→ **Directive**: Pick out every line that holds the string "full" and copy it.

— START —

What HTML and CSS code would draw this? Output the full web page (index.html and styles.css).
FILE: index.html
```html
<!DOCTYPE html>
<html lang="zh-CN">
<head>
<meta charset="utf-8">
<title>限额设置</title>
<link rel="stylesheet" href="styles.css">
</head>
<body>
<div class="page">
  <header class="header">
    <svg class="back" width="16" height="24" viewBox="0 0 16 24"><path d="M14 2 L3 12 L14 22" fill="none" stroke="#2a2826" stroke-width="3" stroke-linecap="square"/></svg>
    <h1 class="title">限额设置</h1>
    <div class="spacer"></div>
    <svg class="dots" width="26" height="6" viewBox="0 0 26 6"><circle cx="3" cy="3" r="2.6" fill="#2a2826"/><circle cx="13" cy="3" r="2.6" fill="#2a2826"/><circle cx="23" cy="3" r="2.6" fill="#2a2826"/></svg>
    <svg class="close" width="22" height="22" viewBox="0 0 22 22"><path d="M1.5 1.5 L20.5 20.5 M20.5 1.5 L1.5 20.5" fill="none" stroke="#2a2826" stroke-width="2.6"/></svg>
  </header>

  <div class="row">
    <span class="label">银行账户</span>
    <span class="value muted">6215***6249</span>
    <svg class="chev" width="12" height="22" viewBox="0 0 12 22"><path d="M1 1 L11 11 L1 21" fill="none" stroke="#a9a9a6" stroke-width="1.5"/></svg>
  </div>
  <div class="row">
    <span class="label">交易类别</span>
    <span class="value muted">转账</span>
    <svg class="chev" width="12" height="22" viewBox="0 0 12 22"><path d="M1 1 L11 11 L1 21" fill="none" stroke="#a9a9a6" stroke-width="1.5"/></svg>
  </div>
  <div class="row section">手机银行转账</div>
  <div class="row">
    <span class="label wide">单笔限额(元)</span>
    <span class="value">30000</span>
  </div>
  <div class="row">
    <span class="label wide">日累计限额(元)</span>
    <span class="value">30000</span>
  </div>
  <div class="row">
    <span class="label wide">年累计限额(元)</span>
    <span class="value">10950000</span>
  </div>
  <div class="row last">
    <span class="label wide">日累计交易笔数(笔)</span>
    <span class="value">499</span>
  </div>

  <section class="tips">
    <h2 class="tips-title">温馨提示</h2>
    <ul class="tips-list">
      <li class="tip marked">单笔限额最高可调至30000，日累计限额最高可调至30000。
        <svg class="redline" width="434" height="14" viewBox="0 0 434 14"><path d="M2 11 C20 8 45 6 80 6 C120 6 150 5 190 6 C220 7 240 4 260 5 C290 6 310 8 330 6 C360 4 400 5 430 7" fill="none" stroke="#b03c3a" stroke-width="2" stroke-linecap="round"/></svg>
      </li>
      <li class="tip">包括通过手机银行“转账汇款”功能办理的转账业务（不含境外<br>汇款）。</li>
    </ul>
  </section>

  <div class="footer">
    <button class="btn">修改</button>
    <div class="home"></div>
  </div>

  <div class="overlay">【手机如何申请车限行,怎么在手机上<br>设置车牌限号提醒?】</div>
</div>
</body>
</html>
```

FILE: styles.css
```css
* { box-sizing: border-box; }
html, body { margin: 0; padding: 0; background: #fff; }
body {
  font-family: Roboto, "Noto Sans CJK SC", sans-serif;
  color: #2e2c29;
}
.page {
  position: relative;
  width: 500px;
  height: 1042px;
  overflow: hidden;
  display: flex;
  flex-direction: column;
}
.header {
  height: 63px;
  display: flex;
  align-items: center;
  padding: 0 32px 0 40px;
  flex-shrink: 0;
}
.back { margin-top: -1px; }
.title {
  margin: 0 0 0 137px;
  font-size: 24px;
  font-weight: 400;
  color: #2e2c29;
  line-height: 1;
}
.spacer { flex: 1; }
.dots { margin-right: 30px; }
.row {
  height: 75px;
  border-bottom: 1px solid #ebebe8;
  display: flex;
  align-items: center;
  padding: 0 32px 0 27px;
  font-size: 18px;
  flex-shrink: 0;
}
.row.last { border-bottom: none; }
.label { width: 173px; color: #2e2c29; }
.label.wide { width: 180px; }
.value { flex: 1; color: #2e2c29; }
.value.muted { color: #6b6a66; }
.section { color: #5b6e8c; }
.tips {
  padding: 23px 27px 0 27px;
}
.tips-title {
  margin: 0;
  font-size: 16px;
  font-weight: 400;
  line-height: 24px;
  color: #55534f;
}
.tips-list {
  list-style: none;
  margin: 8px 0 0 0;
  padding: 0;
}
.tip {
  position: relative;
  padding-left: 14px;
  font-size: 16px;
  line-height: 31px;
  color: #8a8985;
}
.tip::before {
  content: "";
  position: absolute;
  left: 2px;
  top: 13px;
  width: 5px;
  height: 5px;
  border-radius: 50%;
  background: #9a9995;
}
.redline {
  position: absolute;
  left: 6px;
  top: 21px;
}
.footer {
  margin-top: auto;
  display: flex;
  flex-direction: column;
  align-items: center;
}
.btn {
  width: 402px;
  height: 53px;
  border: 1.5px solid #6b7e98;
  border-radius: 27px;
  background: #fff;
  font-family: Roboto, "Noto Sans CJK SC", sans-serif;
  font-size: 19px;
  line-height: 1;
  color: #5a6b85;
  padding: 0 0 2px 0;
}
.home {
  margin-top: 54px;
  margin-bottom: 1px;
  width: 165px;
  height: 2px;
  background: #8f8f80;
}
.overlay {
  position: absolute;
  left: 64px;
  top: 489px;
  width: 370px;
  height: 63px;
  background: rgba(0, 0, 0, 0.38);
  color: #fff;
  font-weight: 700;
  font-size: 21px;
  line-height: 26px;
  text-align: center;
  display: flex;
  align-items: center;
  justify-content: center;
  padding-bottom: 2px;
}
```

— END —
— START —

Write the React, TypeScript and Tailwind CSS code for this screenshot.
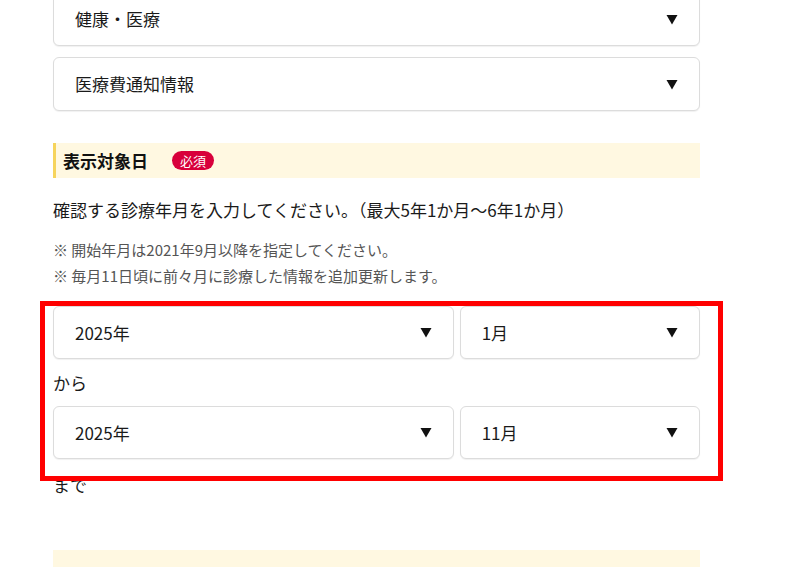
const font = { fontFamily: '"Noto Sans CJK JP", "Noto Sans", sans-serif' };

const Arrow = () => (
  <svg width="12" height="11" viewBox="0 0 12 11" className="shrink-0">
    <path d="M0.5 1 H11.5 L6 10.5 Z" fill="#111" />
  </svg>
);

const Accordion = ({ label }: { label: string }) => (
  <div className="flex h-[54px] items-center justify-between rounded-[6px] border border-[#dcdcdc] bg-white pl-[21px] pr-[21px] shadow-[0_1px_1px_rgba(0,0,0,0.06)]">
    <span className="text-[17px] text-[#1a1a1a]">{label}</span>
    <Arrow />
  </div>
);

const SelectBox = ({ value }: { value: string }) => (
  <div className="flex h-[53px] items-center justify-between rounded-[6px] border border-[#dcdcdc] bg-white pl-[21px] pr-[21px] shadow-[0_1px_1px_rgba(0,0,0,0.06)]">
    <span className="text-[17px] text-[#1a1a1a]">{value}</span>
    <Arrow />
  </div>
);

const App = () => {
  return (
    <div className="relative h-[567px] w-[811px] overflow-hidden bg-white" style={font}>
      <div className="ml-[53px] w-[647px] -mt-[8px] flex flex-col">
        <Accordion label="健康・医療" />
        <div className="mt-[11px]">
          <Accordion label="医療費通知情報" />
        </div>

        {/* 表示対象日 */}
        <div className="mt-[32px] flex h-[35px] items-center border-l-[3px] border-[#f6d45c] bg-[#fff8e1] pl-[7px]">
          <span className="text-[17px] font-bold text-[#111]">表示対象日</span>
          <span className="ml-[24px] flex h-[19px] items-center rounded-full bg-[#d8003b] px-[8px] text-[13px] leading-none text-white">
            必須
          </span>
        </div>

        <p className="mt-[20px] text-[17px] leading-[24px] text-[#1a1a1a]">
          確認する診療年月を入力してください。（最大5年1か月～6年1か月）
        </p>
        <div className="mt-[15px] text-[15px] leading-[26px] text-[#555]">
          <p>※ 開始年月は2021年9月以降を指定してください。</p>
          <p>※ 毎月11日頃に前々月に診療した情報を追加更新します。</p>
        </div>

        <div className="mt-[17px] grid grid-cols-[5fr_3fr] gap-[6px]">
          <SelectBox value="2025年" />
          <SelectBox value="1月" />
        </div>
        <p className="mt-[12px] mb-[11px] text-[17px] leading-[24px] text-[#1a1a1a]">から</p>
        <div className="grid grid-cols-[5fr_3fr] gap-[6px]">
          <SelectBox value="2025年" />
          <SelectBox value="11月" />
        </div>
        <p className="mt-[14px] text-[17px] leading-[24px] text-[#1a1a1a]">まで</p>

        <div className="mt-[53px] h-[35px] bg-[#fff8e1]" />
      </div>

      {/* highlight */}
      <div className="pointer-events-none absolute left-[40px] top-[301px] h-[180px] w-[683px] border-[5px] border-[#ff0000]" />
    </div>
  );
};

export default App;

— END —
— START —

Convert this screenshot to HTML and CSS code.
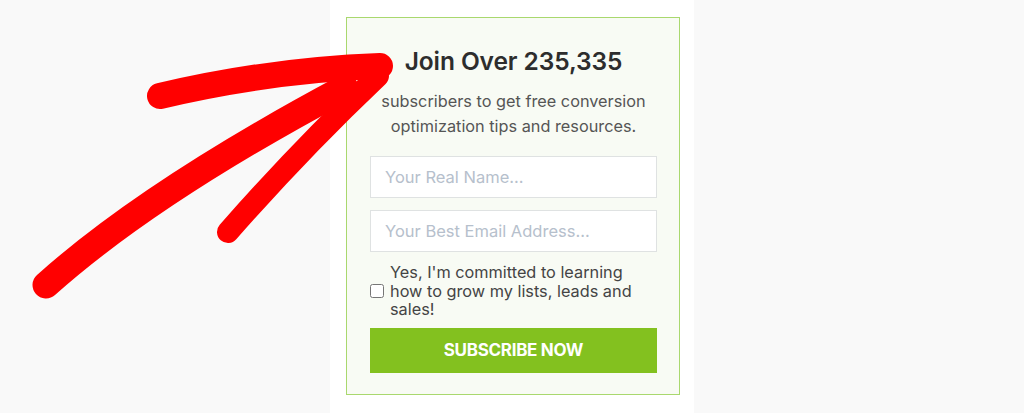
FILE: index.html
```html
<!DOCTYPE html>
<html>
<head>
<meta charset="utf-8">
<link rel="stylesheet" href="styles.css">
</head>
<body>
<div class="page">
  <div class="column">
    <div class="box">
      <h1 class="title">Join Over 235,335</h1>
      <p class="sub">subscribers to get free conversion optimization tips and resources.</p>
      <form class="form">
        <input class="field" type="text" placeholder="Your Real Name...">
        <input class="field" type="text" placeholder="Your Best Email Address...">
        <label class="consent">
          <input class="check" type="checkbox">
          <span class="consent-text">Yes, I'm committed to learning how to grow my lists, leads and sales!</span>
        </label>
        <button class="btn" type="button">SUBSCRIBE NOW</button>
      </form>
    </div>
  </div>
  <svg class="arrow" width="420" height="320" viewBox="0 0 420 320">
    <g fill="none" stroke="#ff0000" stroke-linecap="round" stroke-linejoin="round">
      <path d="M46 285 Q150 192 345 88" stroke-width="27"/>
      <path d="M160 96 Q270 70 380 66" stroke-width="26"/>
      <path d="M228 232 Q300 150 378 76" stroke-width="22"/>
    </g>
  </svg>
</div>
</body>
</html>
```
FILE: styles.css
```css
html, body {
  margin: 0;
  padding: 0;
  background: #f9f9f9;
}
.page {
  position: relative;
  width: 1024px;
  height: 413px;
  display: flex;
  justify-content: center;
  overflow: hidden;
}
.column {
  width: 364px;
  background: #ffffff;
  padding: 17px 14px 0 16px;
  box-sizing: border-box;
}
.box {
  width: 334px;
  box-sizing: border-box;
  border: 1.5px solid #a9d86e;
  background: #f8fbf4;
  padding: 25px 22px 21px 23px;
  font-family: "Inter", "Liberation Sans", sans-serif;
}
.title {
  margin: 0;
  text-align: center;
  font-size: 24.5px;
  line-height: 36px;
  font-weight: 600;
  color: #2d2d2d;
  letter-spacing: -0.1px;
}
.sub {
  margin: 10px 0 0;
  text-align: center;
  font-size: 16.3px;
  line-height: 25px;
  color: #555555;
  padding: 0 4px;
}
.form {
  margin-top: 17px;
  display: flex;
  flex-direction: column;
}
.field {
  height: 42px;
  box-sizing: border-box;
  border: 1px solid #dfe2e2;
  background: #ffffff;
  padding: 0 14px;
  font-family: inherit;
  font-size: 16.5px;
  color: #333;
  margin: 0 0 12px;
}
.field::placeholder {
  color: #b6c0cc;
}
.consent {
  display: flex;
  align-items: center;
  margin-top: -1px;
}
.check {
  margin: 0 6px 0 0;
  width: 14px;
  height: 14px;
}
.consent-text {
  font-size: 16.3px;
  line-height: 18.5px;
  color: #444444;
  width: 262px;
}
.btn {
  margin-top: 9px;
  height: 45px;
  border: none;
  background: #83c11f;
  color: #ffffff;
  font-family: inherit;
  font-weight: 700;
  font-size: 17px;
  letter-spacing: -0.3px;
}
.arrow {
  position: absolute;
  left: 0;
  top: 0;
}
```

— END —

→ **Result**:
What HTML and CSS code would draw this? Output the full web page (index.html and styles.css).
          <span className="ml-[24px] flex h-[19px] items-center rounded-full bg-[#d8003b] px-[8px] text-[13px] leading-none text-white">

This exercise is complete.